Dataset entries:
[Begin]

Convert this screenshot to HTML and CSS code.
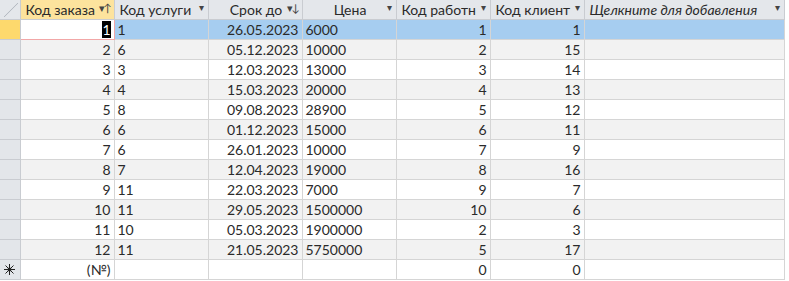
FILE: index.html
```html
<!DOCTYPE html>
<html lang="ru">
<head>
    <meta charset="UTF-8">
    <title>Заказы</title>
    <link rel="stylesheet" href="styles.css">
</head>
<body>
    <table class="sheet">
        <thead>
            <tr>
                <th class="corner"><span class="diag"></span></th>
                <th class="left active">Код заказа <span class="arr sort">▾↑</span></th>
                <th class="left">Код услуги <span class="arr">▾</span></th>
                <th class="center">Срок до <span class="arr sort">▾↓</span></th>
                <th class="center">Цена <span class="arr">▾</span></th>
                <th class="left">Код работн <span class="arr">▾</span></th>
                <th class="left">Код клиент <span class="arr">▾</span></th>
                <th class="left add">Щелкните для добавления <span class="arr">▾</span></th>
            </tr>
        </thead>
        <tbody>
            <tr class="current">
                <td class="sel"></td>
                <td class="num focus"><span class="hl">1</span></td>
                <td>1</td><td class="num">26.05.2023</td><td>6000</td>
                <td class="num">1</td><td class="num">1</td><td></td>
            </tr>
            <tr><td class="sel"></td><td class="num">2</td><td>6</td><td class="num">05.12.2023</td><td>10000</td><td class="num">2</td><td class="num">15</td><td></td></tr>
            <tr><td class="sel"></td><td class="num">3</td><td>3</td><td class="num">12.03.2023</td><td>13000</td><td class="num">3</td><td class="num">14</td><td></td></tr>
            <tr><td class="sel"></td><td class="num">4</td><td>4</td><td class="num">15.03.2023</td><td>20000</td><td class="num">4</td><td class="num">13</td><td></td></tr>
            <tr><td class="sel"></td><td class="num">5</td><td>8</td><td class="num">09.08.2023</td><td>28900</td><td class="num">5</td><td class="num">12</td><td></td></tr>
            <tr><td class="sel"></td><td class="num">6</td><td>6</td><td class="num">01.12.2023</td><td>15000</td><td class="num">6</td><td class="num">11</td><td></td></tr>
            <tr><td class="sel"></td><td class="num">7</td><td>6</td><td class="num">26.01.2023</td><td>10000</td><td class="num">7</td><td class="num">9</td><td></td></tr>
            <tr><td class="sel"></td><td class="num">8</td><td>7</td><td class="num">12.04.2023</td><td>19000</td><td class="num">8</td><td class="num">16</td><td></td></tr>
            <tr><td class="sel"></td><td class="num">9</td><td>11</td><td class="num">22.03.2023</td><td>7000</td><td class="num">9</td><td class="num">7</td><td></td></tr>
            <tr><td class="sel"></td><td class="num">10</td><td>11</td><td class="num">29.05.2023</td><td>1500000</td><td class="num">10</td><td class="num">6</td><td></td></tr>
            <tr><td class="sel"></td><td class="num">11</td><td>10</td><td class="num">05.03.2023</td><td>1900000</td><td class="num">2</td><td class="num">3</td><td></td></tr>
            <tr><td class="sel"></td><td class="num">12</td><td>11</td><td class="num">21.05.2023</td><td>5750000</td><td class="num">5</td><td class="num">17</td><td></td></tr>
            <tr class="new">
                <td class="sel star">
                    <svg width="11" height="11" viewBox="0 0 11 11">
                        <g stroke="#222" stroke-width="1">
                            <line x1="5.5" y1="0" x2="5.5" y2="11"/>
                            <line x1="0" y1="5.5" x2="11" y2="5.5"/>
                            <line x1="1.5" y1="1.5" x2="9.5" y2="9.5"/>
                            <line x1="9.5" y1="1.5" x2="1.5" y2="9.5"/>
                        </g>
                        <circle cx="5.5" cy="5.5" r="2" fill="#222"/>
                    </svg>
                </td>
                <td class="num">(№)</td>
                <td></td><td></td><td></td>
                <td class="num">0</td><td class="num">0</td><td></td>
            </tr>
        </tbody>
    </table>
</body>
</html>
```

FILE: styles.css
```css
body {
    margin: 0;
    background: #ffffff;
    font-family: Lato, "Liberation Sans", sans-serif;
    font-size: 14px;
    color: #2a2a2a;
    overflow: hidden;
}
.sheet {
    border-collapse: collapse;
    table-layout: fixed;
    width: 784px;
}
.sheet th,
.sheet td {
    border: 1px solid #d5d5d5;
    padding: 0 3px;
    white-space: nowrap;
    overflow: hidden;
    box-sizing: border-box;
}
.sheet th {
    height: 19px;
    padding-left: 5px;
    font-weight: normal;
    background: #e4e7eb;
    border-color: #c9ccd1;
    border-top: none;
    position: relative;
}
.sheet th:first-child,
.sheet td:first-child {
    border-left: none;
}
.sheet td {
    height: 20px;
}
.sheet th:nth-child(1) { width: 20px; }
.sheet th:nth-child(2) { width: 94px; }
.sheet th:nth-child(3) { width: 94px; }
.sheet th:nth-child(4) { width: 94px; }
.sheet th:nth-child(5) { width: 94px; }
.sheet th:nth-child(6) { width: 94px; }
.sheet th:nth-child(7) { width: 94px; }
.sheet th:nth-child(8) { width: 200px; }
.left { text-align: left; }
.center { text-align: center; }
.add { font-style: italic; }
.active {
    background: #fde39d !important;
}
.corner {
    background: #e4e7eb;
}
.diag {
    position: absolute;
    right: 2px;
    bottom: 2px;
    width: 14px;
    height: 14px;
    background: linear-gradient(to top left, transparent 46%, #b7bcc3 50%, transparent 54%);
}
.arr {
    position: absolute;
    right: 4px;
    top: 1px;
    font-size: 10px;
    font-style: normal;
    color: #444;
    background: inherit;
    padding-left: 3px;
}
.arr.sort {
    font-size: 11px;
    letter-spacing: -2px;
}
.sel {
    background: #e3e6ea;
    border-color: #c9ccd1 !important;
    padding: 0 !important;
}
.current .sel {
    background: #fdd96d;
}
.star {
    text-align: center;
    line-height: 0;
}
.sheet tbody tr:nth-child(even) td {
    background: #f2f2f2;
}
.sheet tbody tr:nth-child(even) td.sel {
    background: #e3e6ea;
}
.current td {
    background: #a6cdf0;
}
.current td.focus {
    background: #ffffff;
    border: 1px solid #f2a7a7;
}
.num {
    text-align: right;
}
.hl {
    background: #000000;
    color: #ffffff;
}
```
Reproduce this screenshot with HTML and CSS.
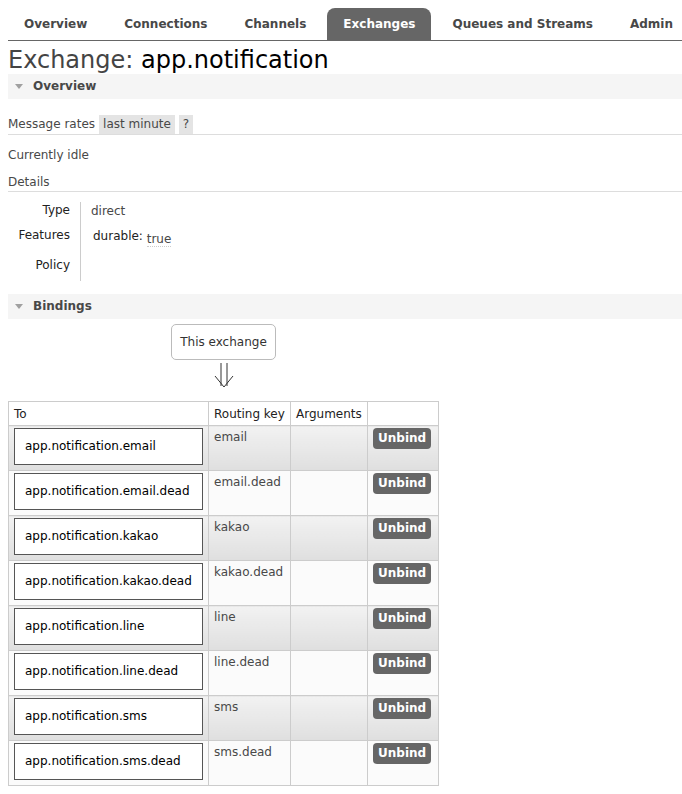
FILE: index.html
```html
<!DOCTYPE html>
<html>
<head>
<meta charset="utf-8">
<link rel="stylesheet" href="styles.css">
</head>
<body>
<div class="page">
  <ul class="tabs">
    <li>Overview</li>
    <li>Connections</li>
    <li>Channels</li>
    <li class="active">Exchanges</li>
    <li>Queues and Streams</li>
    <li>Admin</li>
  </ul>
  <h1><span class="h1-label">Exchange:</span> app.notification</h1>

  <div class="section">
    <h2 class="bar"><span class="tri"></span>Overview</h2>
    <div class="rates">
      <span>Message rates</span>
      <span class="pill">last minute</span>
      <span class="pill">?</span>
    </div>
    <p class="idle">Currently idle</p>
    <h3 class="sub">Details</h3>
    <table class="facts">
      <tr><th>Type</th><td>direct</td></tr>
      <tr><th>Features</th><td><span class="key">durable:</span> <span class="val">true</span></td></tr>
      <tr class="last"><th>Policy</th><td></td></tr>
    </table>
  </div>

  <div class="section">
    <h2 class="bar"><span class="tri"></span>Bindings</h2>
    <div class="bindings">
      <div class="source">
        <span class="exbox">This exchange</span>
        <svg class="arrow" width="20" height="25" viewBox="0 0 20 25">
          <path d="M7 0 V23 M13 0 V23" stroke="#333" stroke-width="1" fill="none"/>
          <path d="M1 13 L10 24 L19 13" stroke="#333" stroke-width="1" fill="none"/>
        </svg>
      </div>
      <table class="list">
        <colgroup>
          <col class="c-to"><col class="c-rk"><col class="c-args"><col class="c-act">
        </colgroup>
        <thead>
          <tr><th>To</th><th>Routing key</th><th>Arguments</th><th></th></tr>
        </thead>
        <tbody>
          <tr class="alt1"><td><span class="queue">app.notification.email</span></td><td>email</td><td></td><td><span class="btn">Unbind</span></td></tr>
          <tr class="alt2"><td><span class="queue">app.notification.email.dead</span></td><td>email.dead</td><td></td><td><span class="btn">Unbind</span></td></tr>
          <tr class="alt1"><td><span class="queue">app.notification.kakao</span></td><td>kakao</td><td></td><td><span class="btn">Unbind</span></td></tr>
          <tr class="alt2"><td><span class="queue">app.notification.kakao.dead</span></td><td>kakao.dead</td><td></td><td><span class="btn">Unbind</span></td></tr>
          <tr class="alt1"><td><span class="queue">app.notification.line</span></td><td>line</td><td></td><td><span class="btn">Unbind</span></td></tr>
          <tr class="alt2"><td><span class="queue">app.notification.line.dead</span></td><td>line.dead</td><td></td><td><span class="btn">Unbind</span></td></tr>
          <tr class="alt1"><td><span class="queue">app.notification.sms</span></td><td>sms</td><td></td><td><span class="btn">Unbind</span></td></tr>
          <tr class="alt2"><td><span class="queue">app.notification.sms.dead</span></td><td>sms.dead</td><td></td><td><span class="btn">Unbind</span></td></tr>
        </tbody>
      </table>
    </div>
  </div>
</div>
</body>
</html>
```
FILE: styles.css
```css
html, body {
  margin: 0;
  padding: 0;
  background: #fff;
}
body {
  font-family: Verdana, "DejaVu Sans", sans-serif;
  font-size: 12px;
  color: #484848;
}
.page {
  padding: 8px 0 0 8px;
}
.tabs {
  list-style: none;
  margin: 0;
  padding: 0;
  display: flex;
  border-bottom: 1px solid #666;
  height: 32px;
}
.tabs li {
  font-weight: bold;
  font-size: 12px;
  color: #484848;
  padding: 0 16px;
  margin-right: 5px;
  line-height: 33px;
  height: 32px;
  white-space: nowrap;
}
.tabs li.active {
  background: #666;
  color: #fff;
  border-radius: 8px 8px 0 0;
}
h1 {
  margin: 0;
  font-weight: normal;
  font-size: 24px;
  line-height: 27px;
  padding-top: 6px;
  color: #000;
}
.h1-label {
  color: #444;
}
.bar {
  margin: 0;
  background: #f5f5f5;
  height: 25px;
  line-height: 25px;
  font-size: 12px;
  font-weight: bold;
  color: #484848;
  display: flex;
  align-items: center;
  padding-left: 7px;
}
.tri {
  display: inline-block;
  width: 0;
  height: 0;
  border-left: 4px solid transparent;
  border-right: 4px solid transparent;
  border-top: 5px solid #a0a0a0;
  margin-right: 10px;
}
.rates {
  margin-top: 16px;
  height: 19px;
  line-height: 19px;
  border-bottom: 1px solid #ddd;
  display: flex;
  gap: 4px;
}
.pill {
  background: #e4e4e4;
  padding: 0 4px;
}
.idle {
  margin: 0;
  padding-top: 11px;
  line-height: 18px;
}
.sub {
  margin: 0;
  font-weight: normal;
  font-size: 12px;
  padding-top: 9px;
  line-height: 18px;
  border-bottom: 1px solid #ddd;
  padding-bottom: 0;
}
.facts {
  border-collapse: collapse;
  margin: 10px 0 13px 0;
}
.facts th {
  font-weight: normal;
  color: #222;
  text-align: right;
  width: 62px;
  padding: 1px 10px 2px 0;
  border-right: 1px solid #ccc;
  vertical-align: top;
  height: 22px;
  line-height: 15px;
  box-sizing: content-box;
}
.facts tr.last th {
  height: 21px;
  padding-top: 6px;
}
.facts td {
  padding: 2px 0 2px 10px;
  vertical-align: top;
  line-height: 15px;
}
.facts .key {
  color: #222;
  margin-left: 2px;
}
.facts .val {
  border-bottom: 1px dotted #ccc;
  position: relative;
  top: 3px;
}
.bindings {
  display: inline-block;
  margin-top: 5px;
}
.source {
  display: flex;
  flex-direction: column;
  align-items: center;
}
.exbox {
  display: inline-block;
  border: 1px solid #bbb;
  border-radius: 5px;
  padding: 0 8px;
  height: 34px;
  line-height: 34px;
  color: #333;
  background: #fff;
}
.arrow {
  display: block;
  margin-top: 3px;
  margin-bottom: 13px;
}
.list {
  border-collapse: collapse;
  border: 1px solid #ccc;
  table-layout: fixed;
  width: 431px;
}
.list .c-to { width: 200px; }
.list .c-rk { width: 82px; }
.list .c-args { width: 77px; }
.list .c-act { width: 71px; }
.list th, .list td {
  border: 1px solid #ccc;
  text-align: left;
}
.list th {
  font-weight: normal;
  color: #222;
  height: 23px;
  padding: 0 5px;
  white-space: nowrap;
}
.list td {
  vertical-align: top;
  padding: 4px 6px 0 5px;
  color: #484848;
}
.list td:first-child {
  padding: 2px 5px 5px 5px;
}
.list td:last-child {
  padding: 2px 4px 0 5px;
}
.list tr.alt1 td {
  background: linear-gradient(#f2f2f2, #dfdfdf);
}
.list tr.alt2 td {
  background: #fbfbfb;
}
.queue {
  display: block;
  box-sizing: border-box;
  height: 37px;
  line-height: 35px;
  border: 1px solid #555;
  background: #fff;
  color: #000;
  padding-left: 10px;
  white-space: nowrap;
}
.btn {
  display: inline-block;
  background: #666;
  color: #fff;
  font-weight: bold;
  border-radius: 4px;
  height: 21px;
  line-height: 21px;
  padding: 0 5px;
}
```
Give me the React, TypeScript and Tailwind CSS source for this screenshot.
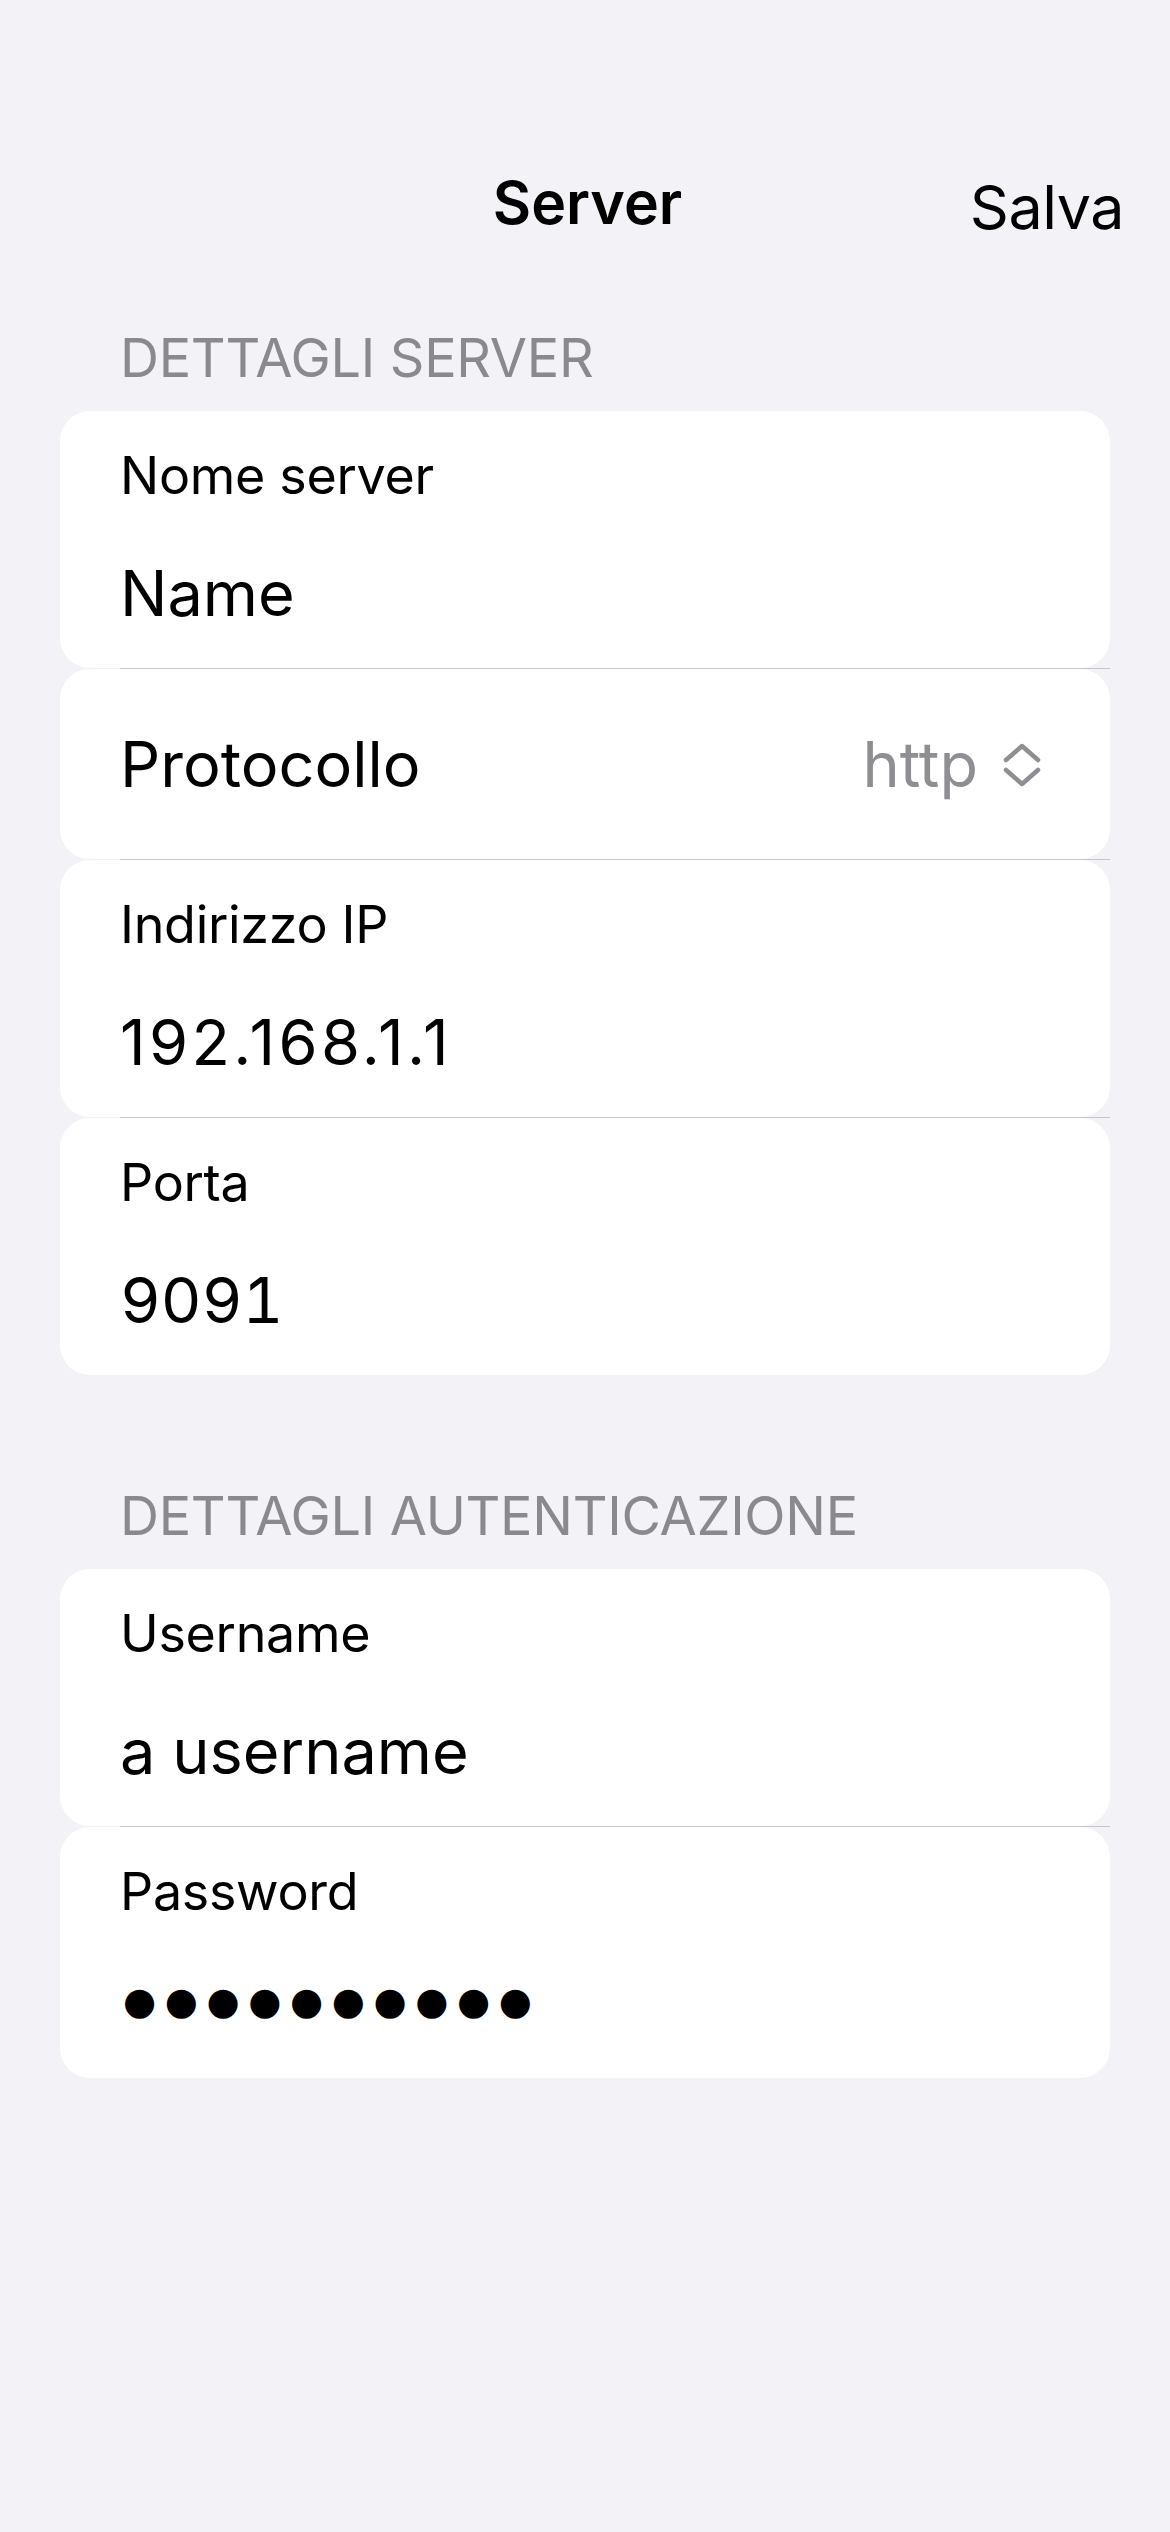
import React from 'react'

function Separator() {
  return <div className="h-px ml-[60px] bg-[#c6c6c8]" />
}

function FieldRow({ label, value, valueClass = 'tabular-nums' }: { label: string; value: string; valueClass?: string }) {
  return (
    <div className="h-[257px] bg-white rounded-[30px] px-[60px] pt-[35px] flex flex-col">
      <div className="text-[52px] leading-[60px] tracking-[-0.3px] text-black">{label}</div>
      <div className={`mt-[51px] text-[63px] leading-[72px] text-black ${valueClass}`}>{value}</div>
    </div>
  )
}

function ProtocolRow() {
  return (
    <div className="h-[190px] bg-white rounded-[30px] pl-[60px] pr-[68px] flex items-center justify-between">
      <span className="text-[63px] leading-[72px] text-black">Protocollo</span>
      <div className="flex items-center gap-[24px]">
        <span className="text-[63px] leading-[72px] text-[#8e8e93]">http</span>
        <svg width="40" height="46" viewBox="0 0 40 46" fill="none" className="mt-[2px]">
          <path d="M4 18 L20 4 L36 18" stroke="#8e8e93" strokeWidth="4.5" strokeLinecap="round" strokeLinejoin="round" />
          <path d="M4 28 L20 42 L36 28" stroke="#8e8e93" strokeWidth="4.5" strokeLinecap="round" strokeLinejoin="round" />
        </svg>
      </div>
    </div>
  )
}

function PasswordRow() {
  return (
    <div className="h-[251px] bg-white rounded-[30px] px-[60px] pt-[35px] flex flex-col">
      <div className="text-[52px] leading-[60px] tracking-[-0.3px] text-black">Password</div>
      <div className="mt-[60px] ml-[3px] text-[38px] leading-[38px] tracking-[8.6px] text-black [font-family:'DejaVu_Sans',sans-serif]">
        ●●●●●●●●●●
      </div>
    </div>
  )
}

function SectionHeader({ children }: { children: React.ReactNode }) {
  return <div className="pl-[120px] text-[54px] leading-[64px] tracking-[-0.3px] text-[#8a8a8e] uppercase">{children}</div>
}

export default function App() {
  return (
    <div className="min-h-[2532px] w-[1170px] bg-[#f2f2f7] [font-family:Inter,sans-serif]">
      <div className="grid grid-cols-[1fr_auto_1fr] items-start pt-[168px] pl-[51px] pr-[46px]">
        <div />
        <div className="text-[59px] leading-[70px] font-semibold text-black">Server</div>
        <div className="mt-[4px] text-right text-[61px] leading-[70px] tracking-[-0.5px] text-black">Salva</div>
      </div>

      <div className="mt-[84px]">
        <SectionHeader>Dettagli server</SectionHeader>
        <div className="mt-[21px] mx-[60px] flex flex-col">
          <FieldRow label="Nome server" value="Name" />
          <Separator />
          <ProtocolRow />
          <Separator />
          <FieldRow label="Indirizzo IP" value="192.168.1.1" valueClass="tracking-[3.4px]" />
          <Separator />
          <FieldRow label="Porta" value="9091" />
        </div>
      </div>

      <div className="mt-[109px]">
        <SectionHeader>Dettagli autenticazione</SectionHeader>
        <div className="mt-[21px] mx-[60px] flex flex-col">
          <FieldRow label="Username" value="a username" />
          <Separator />
          <PasswordRow />
        </div>
      </div>
    </div>
  )
}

[End]

■ TASK DETAILS
Every line holding "source" should be copied out.

■ SOLUTION FOR THIS PROBLEM
      <div class="source">
.source {
Give me the React, TypeScript and Tailwind CSS source for this screenshot.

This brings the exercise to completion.